Leaving out all pictures, copy exactly the lines from the one containing "Give me the" down to the one containing "min-h-screen w-[918px] bg-white", both of them included.
** Begin **
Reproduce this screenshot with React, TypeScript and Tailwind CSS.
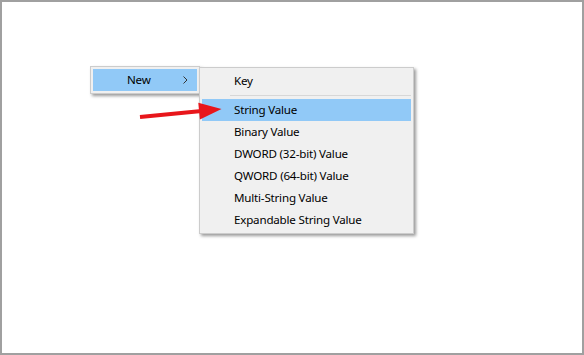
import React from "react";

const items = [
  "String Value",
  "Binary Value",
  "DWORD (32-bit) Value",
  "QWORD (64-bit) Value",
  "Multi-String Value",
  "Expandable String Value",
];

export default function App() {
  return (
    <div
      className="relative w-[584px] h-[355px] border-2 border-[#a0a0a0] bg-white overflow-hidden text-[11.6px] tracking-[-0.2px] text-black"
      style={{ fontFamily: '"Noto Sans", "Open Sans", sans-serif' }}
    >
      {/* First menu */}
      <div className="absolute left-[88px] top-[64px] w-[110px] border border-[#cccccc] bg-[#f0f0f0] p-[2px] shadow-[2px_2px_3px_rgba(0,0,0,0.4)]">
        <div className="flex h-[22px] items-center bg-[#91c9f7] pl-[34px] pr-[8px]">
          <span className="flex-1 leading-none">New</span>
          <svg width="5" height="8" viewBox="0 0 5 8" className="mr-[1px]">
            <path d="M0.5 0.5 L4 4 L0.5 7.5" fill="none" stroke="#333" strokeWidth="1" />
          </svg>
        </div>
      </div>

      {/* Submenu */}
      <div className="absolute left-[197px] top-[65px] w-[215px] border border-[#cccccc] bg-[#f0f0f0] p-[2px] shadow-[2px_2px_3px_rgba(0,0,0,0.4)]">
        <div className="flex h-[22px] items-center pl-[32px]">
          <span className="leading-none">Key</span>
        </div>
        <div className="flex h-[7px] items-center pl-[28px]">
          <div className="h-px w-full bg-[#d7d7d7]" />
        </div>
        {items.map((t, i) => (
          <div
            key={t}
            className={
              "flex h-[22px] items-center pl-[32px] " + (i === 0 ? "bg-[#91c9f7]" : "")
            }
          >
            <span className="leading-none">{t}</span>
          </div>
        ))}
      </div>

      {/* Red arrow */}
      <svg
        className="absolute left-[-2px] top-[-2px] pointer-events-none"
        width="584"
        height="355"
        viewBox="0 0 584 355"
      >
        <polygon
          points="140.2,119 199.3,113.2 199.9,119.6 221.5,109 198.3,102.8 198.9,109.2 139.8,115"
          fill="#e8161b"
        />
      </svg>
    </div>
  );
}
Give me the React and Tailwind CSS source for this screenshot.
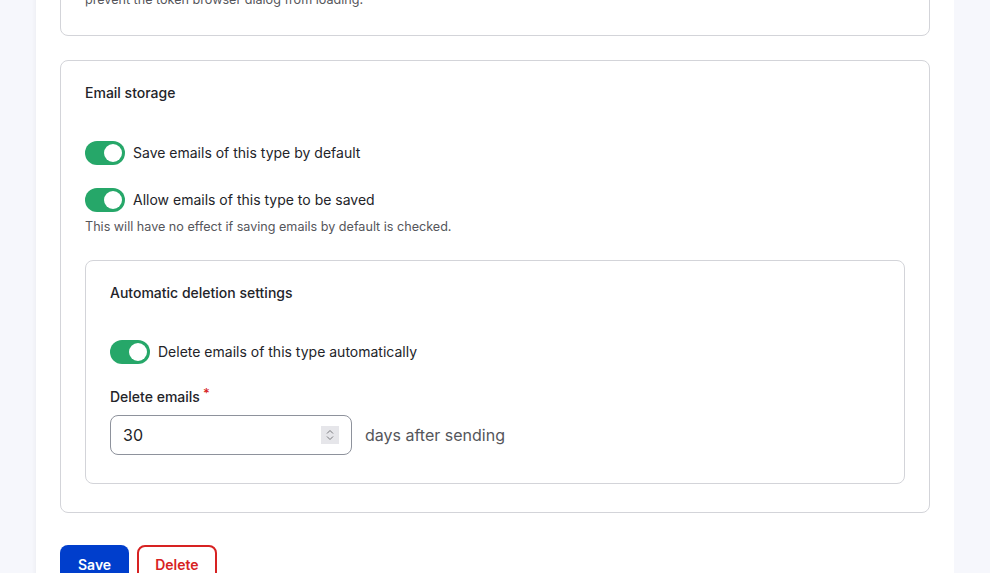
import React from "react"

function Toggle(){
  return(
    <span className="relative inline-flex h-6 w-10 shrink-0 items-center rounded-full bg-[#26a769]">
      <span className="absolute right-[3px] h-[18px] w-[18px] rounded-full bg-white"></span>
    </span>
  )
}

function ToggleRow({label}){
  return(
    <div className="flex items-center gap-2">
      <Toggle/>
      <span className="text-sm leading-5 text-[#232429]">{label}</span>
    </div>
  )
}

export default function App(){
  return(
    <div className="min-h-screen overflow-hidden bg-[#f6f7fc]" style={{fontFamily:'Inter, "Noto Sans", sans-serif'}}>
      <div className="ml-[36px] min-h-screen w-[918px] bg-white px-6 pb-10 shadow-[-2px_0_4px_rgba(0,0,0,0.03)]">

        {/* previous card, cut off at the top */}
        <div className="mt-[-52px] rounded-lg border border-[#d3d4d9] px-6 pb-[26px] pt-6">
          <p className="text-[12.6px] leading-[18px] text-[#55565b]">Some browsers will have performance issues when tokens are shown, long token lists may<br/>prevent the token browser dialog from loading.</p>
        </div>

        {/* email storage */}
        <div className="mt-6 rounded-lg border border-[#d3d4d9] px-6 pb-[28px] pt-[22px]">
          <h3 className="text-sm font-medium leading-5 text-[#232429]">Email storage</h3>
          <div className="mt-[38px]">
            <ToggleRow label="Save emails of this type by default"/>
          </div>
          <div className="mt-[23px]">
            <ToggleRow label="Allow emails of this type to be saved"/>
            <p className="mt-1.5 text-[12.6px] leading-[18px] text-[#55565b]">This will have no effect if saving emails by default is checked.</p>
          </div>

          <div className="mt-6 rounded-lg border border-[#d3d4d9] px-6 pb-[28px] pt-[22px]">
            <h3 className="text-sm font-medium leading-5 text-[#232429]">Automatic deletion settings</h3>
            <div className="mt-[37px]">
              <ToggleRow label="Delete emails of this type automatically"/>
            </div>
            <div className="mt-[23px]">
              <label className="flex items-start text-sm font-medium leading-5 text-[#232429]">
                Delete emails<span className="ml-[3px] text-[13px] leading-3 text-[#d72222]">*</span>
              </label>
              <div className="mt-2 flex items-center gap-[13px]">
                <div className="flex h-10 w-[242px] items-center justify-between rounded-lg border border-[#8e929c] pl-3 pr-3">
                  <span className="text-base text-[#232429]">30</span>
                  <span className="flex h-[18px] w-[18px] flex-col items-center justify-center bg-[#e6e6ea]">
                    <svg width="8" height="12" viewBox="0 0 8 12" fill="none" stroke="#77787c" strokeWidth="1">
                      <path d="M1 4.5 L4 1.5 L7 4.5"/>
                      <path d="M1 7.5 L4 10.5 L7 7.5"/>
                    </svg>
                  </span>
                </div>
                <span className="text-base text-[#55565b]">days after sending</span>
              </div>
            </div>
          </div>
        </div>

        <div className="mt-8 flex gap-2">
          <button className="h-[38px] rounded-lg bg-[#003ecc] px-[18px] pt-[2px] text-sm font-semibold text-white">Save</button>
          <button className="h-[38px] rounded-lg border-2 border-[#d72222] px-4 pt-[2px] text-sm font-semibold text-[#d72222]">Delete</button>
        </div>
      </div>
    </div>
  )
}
** End **
** Begin **
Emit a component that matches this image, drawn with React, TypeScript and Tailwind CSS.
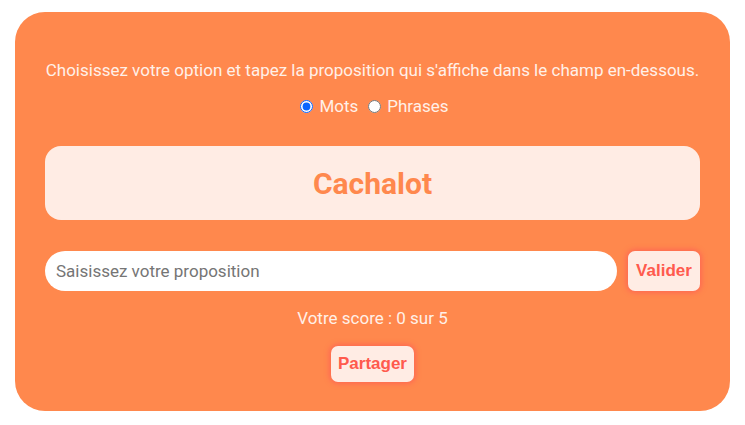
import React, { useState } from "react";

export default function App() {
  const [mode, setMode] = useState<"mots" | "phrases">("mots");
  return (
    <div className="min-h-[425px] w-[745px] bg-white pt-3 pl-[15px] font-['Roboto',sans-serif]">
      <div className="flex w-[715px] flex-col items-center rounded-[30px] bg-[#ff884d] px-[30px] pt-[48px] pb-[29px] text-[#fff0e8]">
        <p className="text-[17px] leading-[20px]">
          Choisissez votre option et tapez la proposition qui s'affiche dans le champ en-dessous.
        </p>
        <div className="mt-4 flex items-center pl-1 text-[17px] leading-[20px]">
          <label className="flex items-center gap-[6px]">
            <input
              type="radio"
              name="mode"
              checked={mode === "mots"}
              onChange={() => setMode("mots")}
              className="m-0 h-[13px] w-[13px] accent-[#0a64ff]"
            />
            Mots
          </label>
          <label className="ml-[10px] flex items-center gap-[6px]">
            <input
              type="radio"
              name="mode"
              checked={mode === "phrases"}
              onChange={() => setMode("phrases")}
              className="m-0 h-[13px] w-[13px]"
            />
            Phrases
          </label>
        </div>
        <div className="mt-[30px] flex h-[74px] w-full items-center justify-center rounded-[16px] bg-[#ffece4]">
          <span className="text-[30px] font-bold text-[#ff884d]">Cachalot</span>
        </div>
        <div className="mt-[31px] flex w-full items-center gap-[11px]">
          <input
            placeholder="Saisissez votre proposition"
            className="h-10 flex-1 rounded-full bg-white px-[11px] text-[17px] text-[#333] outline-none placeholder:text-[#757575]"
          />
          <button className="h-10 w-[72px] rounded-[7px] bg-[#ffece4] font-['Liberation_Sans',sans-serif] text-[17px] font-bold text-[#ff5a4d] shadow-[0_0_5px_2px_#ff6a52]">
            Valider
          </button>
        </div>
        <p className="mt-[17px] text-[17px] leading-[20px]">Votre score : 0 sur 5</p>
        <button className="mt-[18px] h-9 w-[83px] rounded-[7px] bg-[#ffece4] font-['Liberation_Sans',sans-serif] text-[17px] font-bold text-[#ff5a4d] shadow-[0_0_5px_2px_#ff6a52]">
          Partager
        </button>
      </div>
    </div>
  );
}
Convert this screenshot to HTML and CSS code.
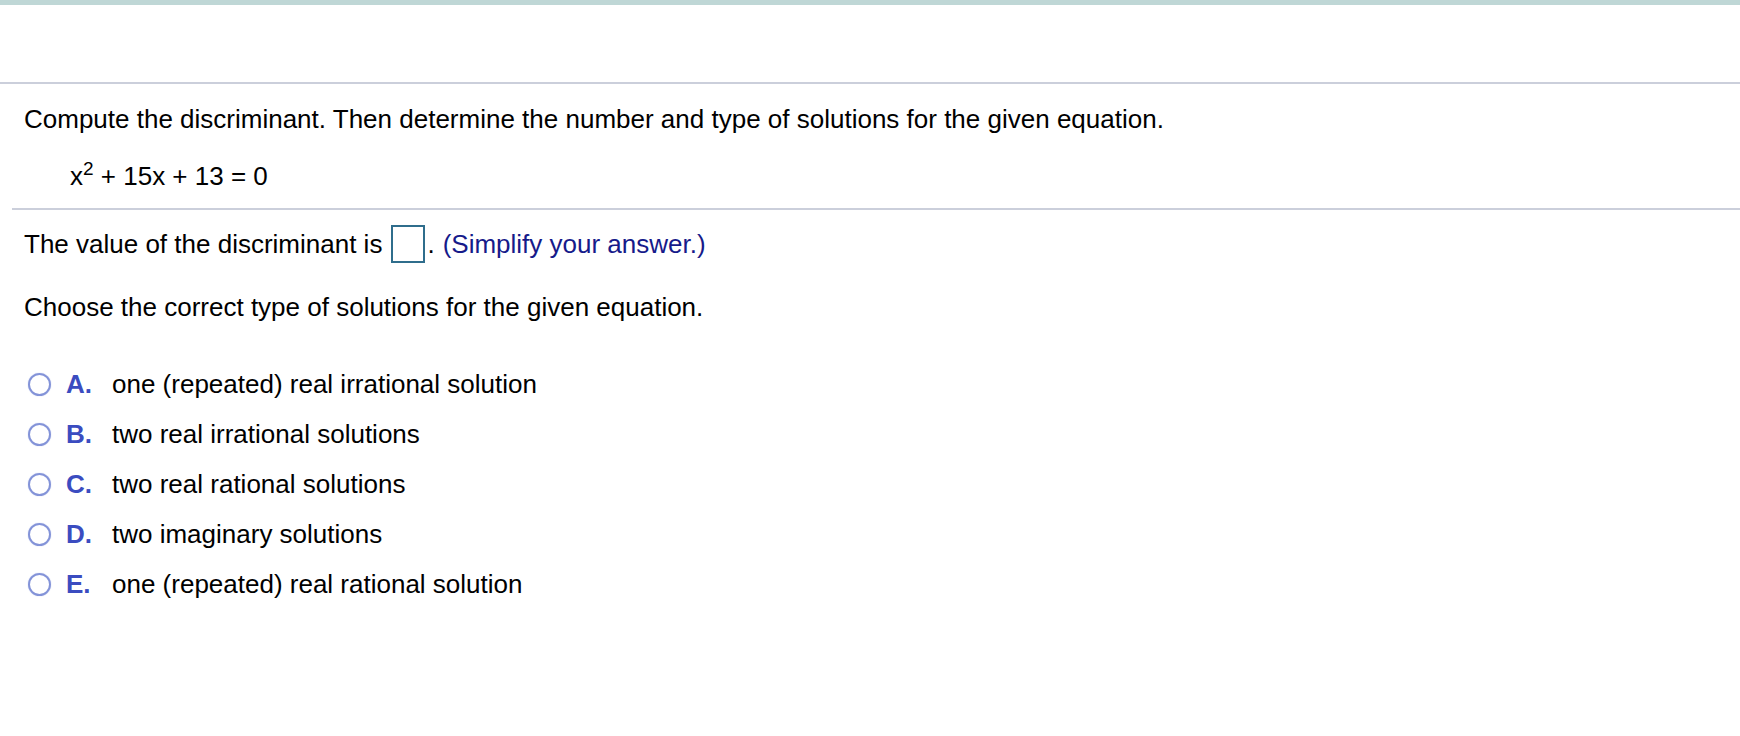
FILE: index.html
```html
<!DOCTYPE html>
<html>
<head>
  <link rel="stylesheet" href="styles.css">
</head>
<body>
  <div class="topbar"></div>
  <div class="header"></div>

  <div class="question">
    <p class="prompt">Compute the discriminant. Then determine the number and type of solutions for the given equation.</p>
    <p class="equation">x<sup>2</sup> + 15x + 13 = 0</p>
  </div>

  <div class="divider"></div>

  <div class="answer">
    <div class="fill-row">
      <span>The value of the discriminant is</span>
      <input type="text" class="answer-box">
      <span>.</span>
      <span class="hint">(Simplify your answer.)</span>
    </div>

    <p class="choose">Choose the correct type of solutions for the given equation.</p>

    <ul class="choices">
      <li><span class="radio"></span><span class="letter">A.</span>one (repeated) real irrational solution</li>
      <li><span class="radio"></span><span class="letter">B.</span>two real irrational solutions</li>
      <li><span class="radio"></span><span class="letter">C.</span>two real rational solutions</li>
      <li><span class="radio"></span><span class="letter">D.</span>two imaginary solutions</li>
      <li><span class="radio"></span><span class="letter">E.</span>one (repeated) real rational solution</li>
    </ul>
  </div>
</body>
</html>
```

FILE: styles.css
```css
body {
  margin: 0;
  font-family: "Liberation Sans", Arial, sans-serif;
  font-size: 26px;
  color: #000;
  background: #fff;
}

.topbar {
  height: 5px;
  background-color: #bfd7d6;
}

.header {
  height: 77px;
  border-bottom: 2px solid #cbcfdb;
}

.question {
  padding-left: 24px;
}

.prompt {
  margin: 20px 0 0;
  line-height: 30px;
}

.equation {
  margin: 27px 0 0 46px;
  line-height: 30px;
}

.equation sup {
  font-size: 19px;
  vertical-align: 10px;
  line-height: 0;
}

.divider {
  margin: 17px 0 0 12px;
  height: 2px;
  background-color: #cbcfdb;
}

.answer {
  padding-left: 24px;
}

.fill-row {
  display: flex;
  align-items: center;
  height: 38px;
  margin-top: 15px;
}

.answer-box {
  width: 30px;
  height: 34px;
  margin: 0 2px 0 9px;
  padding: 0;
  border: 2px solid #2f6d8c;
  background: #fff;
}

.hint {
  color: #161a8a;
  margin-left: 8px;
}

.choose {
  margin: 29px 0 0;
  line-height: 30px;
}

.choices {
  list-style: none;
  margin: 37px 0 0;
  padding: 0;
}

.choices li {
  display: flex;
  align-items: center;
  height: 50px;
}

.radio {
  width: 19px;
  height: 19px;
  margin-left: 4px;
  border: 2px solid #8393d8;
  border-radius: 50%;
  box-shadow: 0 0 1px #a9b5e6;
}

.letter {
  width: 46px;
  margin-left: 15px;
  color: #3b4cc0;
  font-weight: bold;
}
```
** End **
* _Answer below_
Give me the React and Tailwind CSS source for this screenshot.
import React from "react"

function Toggle(){
  return(
    <span className="relative inline-flex h-6 w-10 shrink-0 items-center rounded-full bg-[#26a769]">
      <span className="absolute right-[3px] h-[18px] w-[18px] rounded-full bg-white"></span>
    </span>
  )
}

function ToggleRow({label}){
  return(
    <div className="flex items-center gap-2">
      <Toggle/>
      <span className="text-sm leading-5 text-[#232429]">{label}</span>
    </div>
  )
}

export default function App(){
  return(
    <div className="min-h-screen overflow-hidden bg-[#f6f7fc]" style={{fontFamily:'Inter, "Noto Sans", sans-serif'}}>
      <div className="ml-[36px] min-h-screen w-[918px] bg-white px-6 pb-10 shadow-[-2px_0_4px_rgba(0,0,0,0.03)]">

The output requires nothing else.